Ainsi, dans le cadre de cette relation ambiguë avec Moscou, l’usage ou la fourniture de drones devient un argument dont Ankara étend bien profiter. De surcroit, avec l’Ukraine, il ne s’agit plus simplement de livraison ou de production sous licence, mais bien d’une collaboration pour créer conjointement de nouveaux drones plus performants, puisque Kiev dispose en ce qui concerne la production de certains de leurs composants (motorisation notamment) d’un savoir-faire potentiel hérité de l’ex-URSS. L’annonce de nouveaux achats de matériel turc par l’Ukraine (drones et corvettes) en décembre dernier, puis la confirmation de cette coopération militaire et du rejet par Ankara de l’annexion russe de la Crimée, lors de la visite du président ukrainien, Volodymyr Zelensky, en Turquie, le 10 avril 2021, semblent néanmoins commencer à avoir raison de la patience de Vladimir Poutine. À la mi-avril 2021, prenant prétexte de l’aggravation de la crise sanitaire, la Russie a suspendu pendant un mois et demi ses liaisons aériennes avec la Turquie, une décision qui est lourde de conséquences, pour un pays plongé dans une crise financière sans précédent, où les Russes constituent le premier contingent touristique (7 millions de touristes, en 2019).

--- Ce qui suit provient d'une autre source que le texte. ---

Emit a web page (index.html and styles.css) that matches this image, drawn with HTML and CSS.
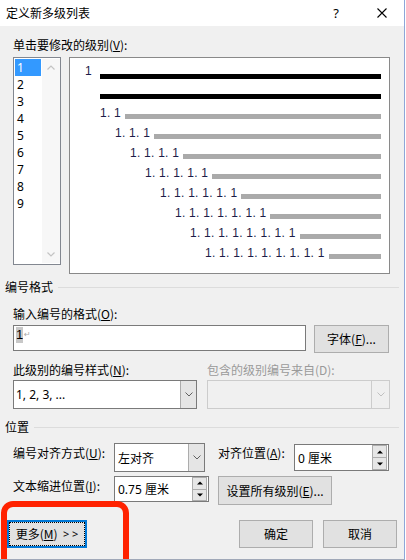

Reste donc à savoir si la coopération turco-ukrainienne en matière de drones et la réaction russe qu’elle provoque illustrent, comme dans l’exemple saoudien précédent, une évolution sensible de la diplomatie turque, qui pourrait indiquer qu’Ankara est en train de remettre en cause la forte convergence qu’elle a souvent affichée avec son voisin russe, ces dernières années, pour revenir vers ses alliés occidentaux. Le soutien turc à la candidature de Kiev à l’OTAN, que Recep Tayyip Erdoğan a ostensiblement réaffirmé, lorsqu’il a accueilli récemment son homologue ukrainien, est un autre indice qui incite à se demander si ce processus n’est pas déjà amorcé en mer Noire.